Apabila orang-orang yang mencintai kebenaran mempelajari sesuatu pokok ajaran, maka dalam mencoba untuk mencocokkan pendapat-pendapat pribadi mereka dengan sesuatu ayat injil yang dimaksud, mereka tidak pernah membiarkan injil itu sedemikian rupa diinterpretasikan sehingga bertentangan baik dengan bagian-bagian Alkitab lainnya atau dengan pendirian otoritas yang sudah digariskan, melainkan lebih baik mereka meninggalkan pendapat-pendapat mereka sendiri.
Karena mengambil suatu gambaran yang salah terhadap masalah pehukuman itu, maka walaupun secara tidak sadar sebagian orang telah mencoba dengan nyata-nyata merubah waktunya yang tepat dan keadaannya yang sebenarnya, dan bukan mempertahankannya. Usaha yang tidak disadari ini pada gilirannya telah membawa mereka menganut pandangan-pandangan yang keliru terhadap banyak kebenaran-kebenaran Alkitab lainnya. Sungguhpun demikian, kenyataan bahwa ajaran campuran yang besar ini masih tetap utuh dan kokoh merupakan bukti yang tak dapat disangsikan, bahwa demikian pula yang dilakukan oleh semua ajaran-ajaran khotbahnya.

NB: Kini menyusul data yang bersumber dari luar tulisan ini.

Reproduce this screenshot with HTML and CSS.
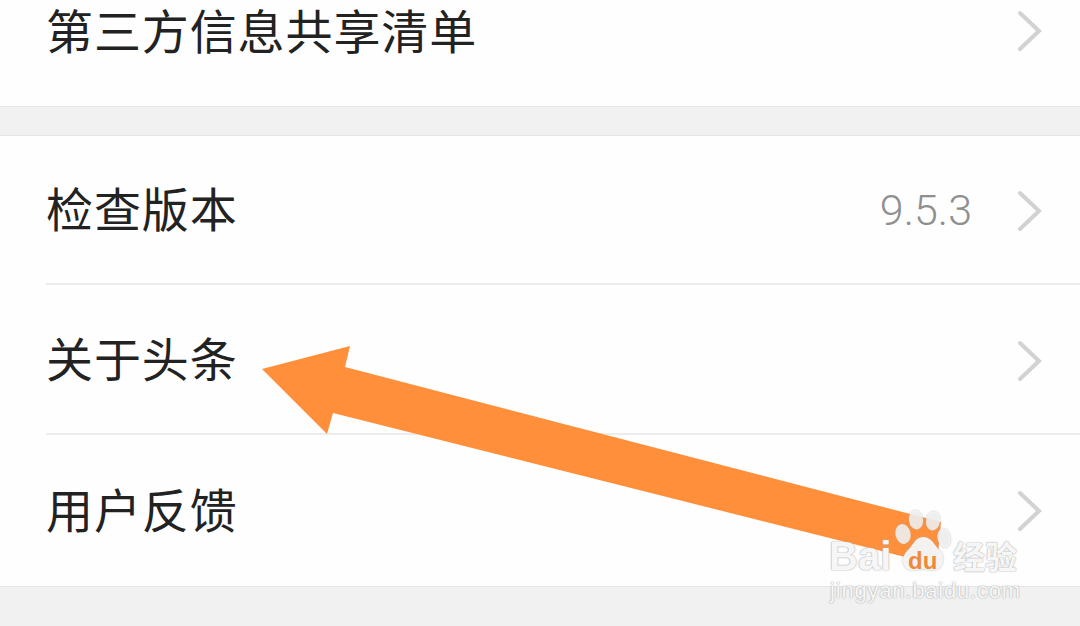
FILE: index.html
```html
<!DOCTYPE html>
<html lang="zh">
<head>
<meta charset="utf-8">
<title>设置</title>
<link rel="stylesheet" href="styles.css">
</head>
<body>
<main class="page">
  <section class="group group-first">
    <div class="row row-first">
      <span class="label">第三方信息共享清单</span>
      <svg class="chev" viewBox="0 0 26 42"><path d="M3 3 L22 21 L3 39"/></svg>
    </div>
  </section>
  <section class="group">
    <div class="row row-a">
      <span class="label">检查版本</span>
      <span class="value">9.5.3</span>
      <svg class="chev" viewBox="0 0 26 42"><path d="M3 3 L22 21 L3 39"/></svg>
    </div>
    <div class="row row-b">
      <span class="label">关于头条</span>
      <svg class="chev" viewBox="0 0 26 42"><path d="M3 3 L22 21 L3 39"/></svg>
    </div>
    <div class="row row-c">
      <span class="label">用户反馈</span>
      <svg class="chev" viewBox="0 0 26 42"><path d="M3 3 L22 21 L3 39"/></svg>
    </div>
  </section>
</main>
<svg class="arrow" viewBox="0 0 1080 626">
  <polygon points="262,369 350,346 345,367 941,522 937,565 333,413 327,434"/>
</svg>
<div class="mark">
  <div class="mark-top">
    <span class="mark-bai">Bai</span>
    <svg class="paw" viewBox="0 0 62 62">
      <g class="paw-toes">
        <ellipse cx="8" cy="24" rx="7.5" ry="10" transform="rotate(-12 8 24)"/>
        <ellipse cx="21" cy="10" rx="7" ry="9.5" transform="rotate(-8 21 10)"/>
        <ellipse cx="38" cy="11" rx="7" ry="9.5" transform="rotate(8 38 11)"/>
        <ellipse cx="49" cy="28" rx="6.5" ry="9.5" transform="rotate(-12 49 28)"/>
      </g>
      <path class="paw-pad" d="M28 27 C36 27 39 34 44 40 C52 48 47 61 37 60 C31 59 25 59 19 60 C9 61 4 50 12 41 C18 36 20 27 28 27 Z"/>
    </svg>
    <span class="mark-du">du</span>
    <span class="mark-cn">经验</span>
  </div>
  <div class="mark-url">jingyan.baidu.com</div>
</div>
</body>
</html>
```
FILE: styles.css
```css
html, body {
  margin: 0;
  padding: 0;
}
body {
  width: 1080px;
  height: 626px;
  overflow: hidden;
  position: relative;
  background: #f1f1f1;
  font-family: "Noto Sans CJK SC", "Noto Sans", sans-serif;
}
.page {
  display: flex;
  flex-direction: column;
  gap: 28px;
}
.group {
  background: #fefefe;
  border-top: 1px solid #e4e4e4;
  border-bottom: 1px solid #e4e4e4;
  padding-left: 46px;
}
.group-first {
  border-top: 0;
  height: 106px;
}
.group-first .row-first {
  height: 62px;
  border-bottom: 0;
}
.row {
  display: flex;
  align-items: center;
  padding-right: 37px;
  border-bottom: 2px solid #ececec;
  box-sizing: border-box;
}
.row-a { height: 149px; }
.row-b { height: 150px; }
.row-c { height: 151px; border-bottom: 0; }
.row-a .chev { margin-top: 2px; }
.row-b .chev { margin-top: 4px; }
.label {
  flex: 1;
  font-size: 47px;
  line-height: 52px;
  margin-bottom: 5px;
  color: #222222;
  letter-spacing: 0.9px;
}
.value {
  font-family: Roboto, "Noto Sans", sans-serif;
  font-weight: 300;
  font-size: 43px;
  line-height: 50px;
  color: #8f8f8f;
  margin-right: 45px;
}
.chev {
  width: 26px;
  height: 42px;
}
.chev path {
  fill: none;
  stroke: #d2d2d2;
  stroke-width: 4;
  stroke-linecap: round;
  stroke-linejoin: miter;
}
.arrow {
  position: absolute;
  left: 0;
  top: 0;
  width: 1080px;
  height: 626px;
}
.arrow polygon {
  fill: #ff8f3b;
}
.mark {
  position: absolute;
  left: 829px;
  top: 510px;
  width: 200px;
  color: rgba(255, 255, 255, 0.92);
  text-shadow: 0 0 1px #a8a8a8, 0 0 2px #b8b8b8;
}
.mark-top {
  position: relative;
  height: 68px;
}
.mark-bai {
  position: absolute;
  left: 0;
  top: 24px;
  font-family: "Liberation Sans", sans-serif;
  font-weight: 700;
  font-size: 40px;
  line-height: 44px;
}
.paw {
  position: absolute;
  left: 66px;
  top: 0;
  width: 62px;
  height: 62px;
  filter: drop-shadow(0 0 1px #aaaaaa);
}
.paw-toes { fill: rgba(255, 255, 255, 0.72); }
.paw-pad { fill: rgba(255, 255, 255, 0.85); }
.mark-du {
  position: absolute;
  left: 79px;
  top: 38px;
  font-family: "Liberation Sans", sans-serif;
  font-weight: 700;
  font-size: 24px;
  line-height: 26px;
  color: #f08a3a;
  text-shadow: none;
}
.mark-cn {
  position: absolute;
  left: 124px;
  top: 25px;
  font-size: 32px;
  line-height: 40px;
  font-weight: 700;
  white-space: nowrap;
}
.mark-url {
  padding-left: 1px;
  font-family: "Liberation Sans", sans-serif;
  font-size: 22px;
  line-height: 26px;
  white-space: nowrap;
  letter-spacing: 0.8px;
}
```
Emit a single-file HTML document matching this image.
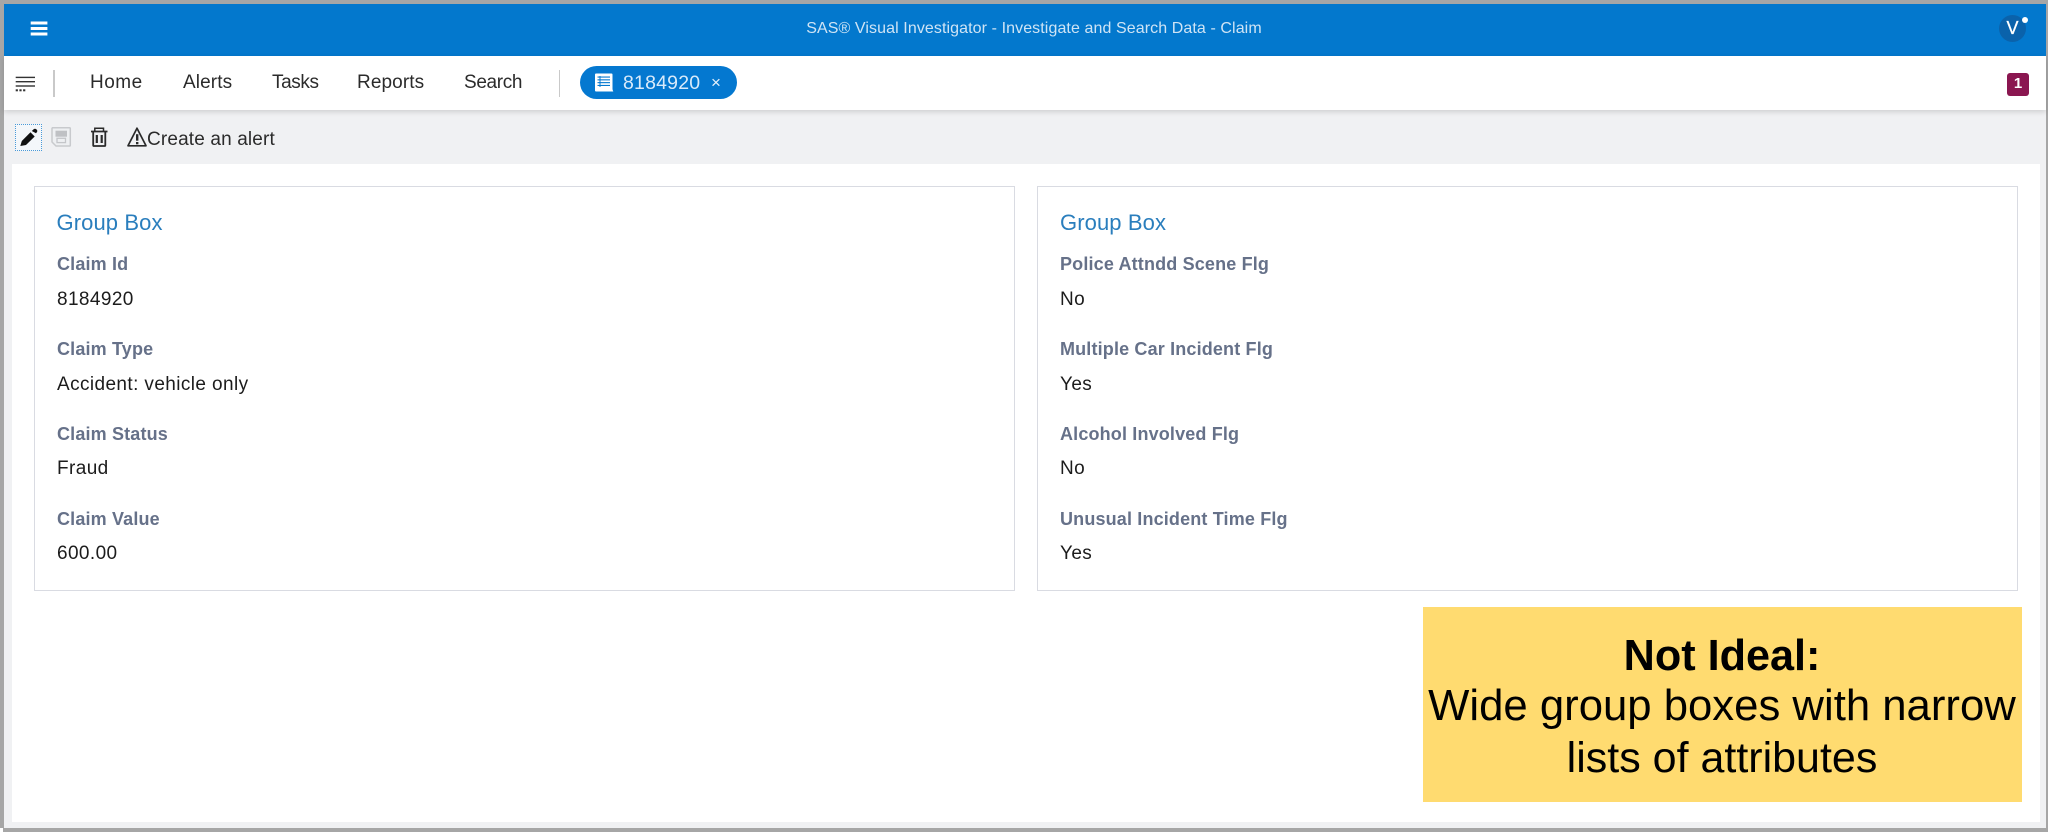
<!DOCTYPE html>
<html lang="en">
<head>
<meta charset="utf-8">
<title>SAS Visual Investigator</title>
<style>
html,body{margin:0;padding:0;background:#fff}
#p{position:relative;width:2048px;height:832px;overflow:hidden;background:#fff;font-family:"Liberation Sans",sans-serif}
#p div{position:absolute}
.t{position:absolute;white-space:nowrap;height:30px;line-height:30px}
.nav{font-size:19px;color:#2b2b2b;top:68px;letter-spacing:.1px}
.lab{font-size:18px;font-weight:bold;color:#667189;letter-spacing:.16px}
.val{font-size:19px;color:#1c1c1c;letter-spacing:.4px}
.gb{font-size:22px;color:#2a7ebd;top:208px;letter-spacing:.1px}
.box{background:#fff;border:1.5px solid #d9dbe2;box-sizing:border-box}
.y{color:#000;left:1422px;width:600px;text-align:center;height:52px;line-height:52px;position:absolute;white-space:nowrap}
svg{position:absolute;overflow:visible}
</style>
</head>
<body>
<div id="p">
<div style="left:0;top:0;width:2046px;height:828px;background:#f0f1f3"></div>
<div style="left:12px;top:164px;width:2028px;height:658px;background:#fff"></div>
<div style="left:0;top:0;width:2048px;height:3.5px;background:#a6a6a6"></div>
<div style="left:0;top:0;width:3.5px;height:828px;background:#a6a6a6"></div>
<div style="left:2046px;top:0;width:2px;height:832px;background:#a6a6a6"></div>
<div style="left:3px;top:828px;width:2045px;height:4px;background:#a6a6a6"></div>
<div style="left:3.5px;top:3.5px;width:2042.5px;height:52px;background:#0378cd"></div>
<div style="left:3.5px;top:55.5px;width:2042.5px;height:54.5px;background:#fff;box-shadow:0 2px 5px rgba(0,0,0,.14)"></div>

<svg style="left:0;top:0" width="60" height="60"><g fill="#fff"><rect x="30.700" y="21.500" width="16.700" height="3"/><rect x="30.700" y="27" width="16.700" height="3"/><rect x="30.700" y="32.500" width="16.700" height="3"/></g></svg>
<span class="t" style="left:806px;top:14px;font-size:16px;color:#cfe4f5;width:456px;text-align:center;letter-spacing:.09px">SAS® Visual Investigator - Investigate and Search Data - Claim</span>

<div style="left:1999px;top:14.500px;width:27px;height:27px;border-radius:50%;background:#0a62ab"></div>
<span class="t" style="left:1999px;top:13px;width:27px;text-align:center;font-size:18px;color:#fff;-webkit-text-stroke:.3px #fff">V</span>
<div style="left:2021.500px;top:16.500px;width:6.500px;height:6.500px;border-radius:50%;background:#fff"></div>

<svg style="left:0;top:60px" width="60" height="50"><g fill="#333"><rect x="15.700" y="16.700" width="19.300" height="1.400"/><rect x="15.700" y="21" width="19.300" height="1.400"/><rect x="15.700" y="25.300" width="19.300" height="1.400"/><rect x="15.700" y="29.300" width="2.200" height="2"/><rect x="19.400" y="29.300" width="2.200" height="2"/><rect x="23.100" y="29.300" width="2.200" height="2"/></g></svg>
<div style="left:53px;top:70px;width:1.500px;height:27px;background:#c9c9c9"></div>
<span class="t nav" style="left:90px;letter-spacing:.5px">Home</span>
<span class="t nav" style="left:183px">Alerts</span>
<span class="t nav" style="left:272px;letter-spacing:-.4px">Tasks</span>
<span class="t nav" style="left:357px">Reports</span>
<span class="t nav" style="left:464px;letter-spacing:-.35px">Search</span>
<div style="left:558.500px;top:70px;width:1.500px;height:27px;background:#c9c9c9"></div>

<div style="left:579.500px;top:66px;width:157px;height:33px;border-radius:17px;background:#0478d0"></div>
<svg style="left:594px;top:73px" width="20" height="20"><path d="M1 1.500Q1 .5 2 .5H17.500Q18.500 .5 18.500 1.500V16Q18.500 17 19.300 18.500H2Q1 18.500 1 17.500Z" fill="#fff"/><g fill="#0478d0"><rect x="3.500" y="3.500" width="12.500" height="1.100"/><rect x="3.500" y="6.300" width="12.500" height="1.100"/><rect x="3.500" y="9.100" width="12.500" height="1.100"/><rect x="3.500" y="11.900" width="12.500" height="1.100"/><rect x="5.500" y="3" width="1" height="11"/></g></svg>
<span class="t" style="left:623px;top:68px;font-size:19.500px;color:#d8eafa;letter-spacing:.2px">8184920</span>
<span class="t" style="left:711px;top:68px;font-size:17px;color:#e6f1fb">×</span>

<div style="left:2007px;top:73px;width:22px;height:23px;border-radius:3px;background:#8a1650"></div>
<span class="t" style="left:2007px;top:69px;width:22px;text-align:center;font-size:15px;font-weight:bold;color:#fff">1</span>

<div style="left:14.500px;top:123.500px;width:27.500px;height:27.500px;box-sizing:border-box;border:1px dotted #4a9ad8;background:#f4f7fa"></div>
<svg style="left:20px;top:128px" width="18" height="19"><path d="M.3 18L1.800 13L10.500 4.300L14.700 8.500L6 17Z" fill="#111"/><path d="M11.800 3L13.700 1.200Q15 .2 16.200 1.200L16.800 1.800Q17.800 3 16.800 4.300L16 5.200Z" fill="#111"/></svg>
<svg style="left:51px;top:127px" width="20" height="20"><path d="M1.500 .8H18.500Q19.300 .8 19.300 1.600V18.200Q19.300 19 18.500 19H5L1 15V1.300Z" fill="#eef0f2" stroke="#c8cacd" stroke-width="1.500"/><rect x="4.500" y="3.700" width="11.500" height="6" fill="#bfc1c4"/><rect x="6" y="11.300" width="8.500" height="4.300" fill="none" stroke="#c4c6c9" stroke-width="1.300"/></svg>
<svg style="left:91px;top:127px" width="18" height="21"><g fill="none" stroke="#2a2a2a"><path d="M0 4.500H16.500" stroke-width="1.800"/><path d="M3.800 4V1.300H12.500V4" stroke-width="1.500"/><path d="M2.200 5V18.200Q2.200 19 3 19H13.500Q14.300 19 14.300 18.200V5" stroke-width="1.800"/><path d="M5.800 8V16M10.700 8V16" stroke-width="2.200"/></g></svg>
<svg style="left:127px;top:127px" width="21" height="21"><path d="M10 1.200L19 18.800H1Z" fill="none" stroke="#2a2a2a" stroke-width="1.700" stroke-linejoin="round"/><rect x="9" y="7.200" width="2.400" height="6.500" fill="#2a2a2a"/><rect x="9" y="15" width="2.400" height="2.300" fill="#2a2a2a"/></svg>
<span class="t" style="left:147px;top:125px;font-size:19px;color:#2b2b2b;letter-spacing:.15px">Create an alert</span>

<div class="box" style="left:33.500px;top:186px;width:981px;height:405px"></div>
<div class="box" style="left:1037px;top:186px;width:981px;height:405px"></div>

<span class="t gb" style="left:56.500px">Group Box</span>
<span class="t lab" style="left:57px;top:249px">Claim Id</span>
<span class="t val" style="left:57px;top:285px">8184920</span>
<span class="t lab" style="left:57px;top:334px">Claim Type</span>
<span class="t val" style="left:57px;top:370px">Accident: vehicle only</span>
<span class="t lab" style="left:57px;top:419px">Claim Status</span>
<span class="t val" style="left:57px;top:454px">Fraud</span>
<span class="t lab" style="left:57px;top:504px">Claim Value</span>
<span class="t val" style="left:57px;top:539px">600.00</span>

<span class="t gb" style="left:1060px">Group Box</span>
<span class="t lab" style="left:1060px;top:249px">Police Attndd Scene Flg</span>
<span class="t val" style="left:1060px;top:285px">No</span>
<span class="t lab" style="left:1060px;top:334px">Multiple Car Incident Flg</span>
<span class="t val" style="left:1060px;top:370px">Yes</span>
<span class="t lab" style="left:1060px;top:419px">Alcohol Involved Flg</span>
<span class="t val" style="left:1060px;top:454px">No</span>
<span class="t lab" style="left:1060px;top:504px">Unusual Incident Time Flg</span>
<span class="t val" style="left:1060px;top:539px">Yes</span>

<div style="left:1422.500px;top:607px;width:599px;height:195px;background:#ffdb70"></div>
<span class="y" style="top:630px;font-weight:bold;font-size:43.2px">Not Ideal:</span>
<span class="y" style="top:680px;font-size:43.7px">Wide group boxes with narrow</span>
<span class="y" style="top:732px;font-size:43px">lists of attributes</span>
</div>
</body>
</html>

Mereka yang telah berusaha menginterpretasikan Firman itu secara bebas tanpa diilhami, yaitu suatu usaha sendiri yang bertentangan dengan petunjuk resmi yang diberikan di dalam 2 Petrus 1 : 20, 21, dan orang-orang yang telah menyambut pandangan-pandangan yang sedemikian ini, jika mereka tidak mau sekarang meninggalkan kekeliruan-kekeliruannya demi mendapatkan kebenaran, maka pada suatu hari kelak mereka akan mendapatkan diri mereka menjadi korban hal-hal yang berbahaya dengan mana mereka telah mengikat diri, dan mereka kelak akan sangat dikacaukan setelah mereka mendengarkan pemberitahuan yang mengerikan: “Aku tidak berfirman kepada mereka itu, namun demikian mereka bernubuat juga”; “enyahlah dari padaKu, hai kamu yang berbuat kejahatan.” Yeremiah 23 : 21; Matius 7 : 23.